Работая над второй статьей для «Трудов Химического общества» Англии, Резерфорд и Содди по-новому — прозревшими глазами — взглянули на весь пройденный путь.
С чего он начался и когда? С эманации — в 1899 году. Такие же экспоненты, как для тория и тория-Х, Резерфорд получил тогда впервые для эманации и возбужденной радиоактивности. Равновесие устанавливалось и между этими радиоактивными веществами. Их неуловимость помешала обследовать замечательное явление с достаточной полнотой. Но теперь-то все прояснилось.
Вытянулась целая цепь атомных превращений.
Каждому сопутствовало испускание энергии. Рождались не обычные, а излучающие атомы.
Обычными казались в этой цепи атомы лишь тория, с которых все начиналось. Они казались обычными потому, что монреальцы, сумев отделить торнй-Х, приписали ему всю радиоактивность ториевых соединений. А на самом деле он уносил с собою только большую часть активности тория, но отнюдь нe всю. Резерфорд и Содди это видели. Больше того — это их смущало. Но они полагали, что объяснение для такой неотделяемой радиоактивности позже найдется. Они даже построили две малоправдоподобные гипотезы (но не настаивали на них).
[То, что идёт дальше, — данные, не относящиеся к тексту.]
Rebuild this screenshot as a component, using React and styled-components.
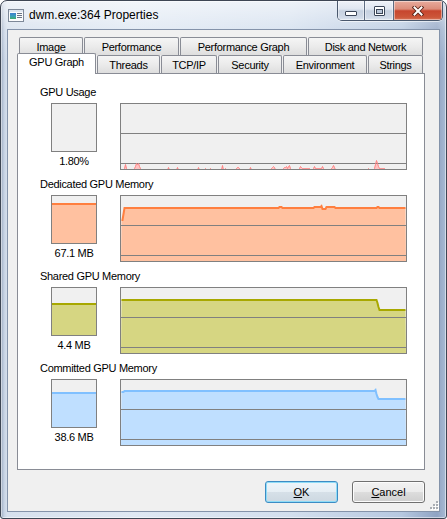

Между тем именно этот пункт ввел их в заблуждение. Пристать к уже открывшемуся берегу оказалось не так легко, как это позже думалось Расселу.
Если торий совсем лишен активности, естественно было предположить: излучению должно предшествовать превращение элементов. Атомы тория перестраиваются в атомы тория-Х и отдают им весь громадный запас своей избыточной энергии. Атомы тория-Х часть ее излучают. Потом они перестраиваются в атомы эманации, завещая им еще не растраченную часть энергии тория. Атомы эманации излучают долю этой части. А потом дают жизнь атомам «Е. R.». Эти последние тоже не обездолены энергией — им достается в наследство от эманации все, что она не сумела излучить. Потому-то и эти атомы радиоактивны. Возможно, цепь превращений тут не обрывается и возникает еще один излучатель, пока, правда, не обнаруженный. Каждый излучатель в этой цепи теряет предназначенную ему долю энергии тория со своей скоростью. Так, атому эманации нужна всего одна минута, чтобы излучить половину того, что он вообще способен излучить, а атому тория-Х на это требуется четыре дня.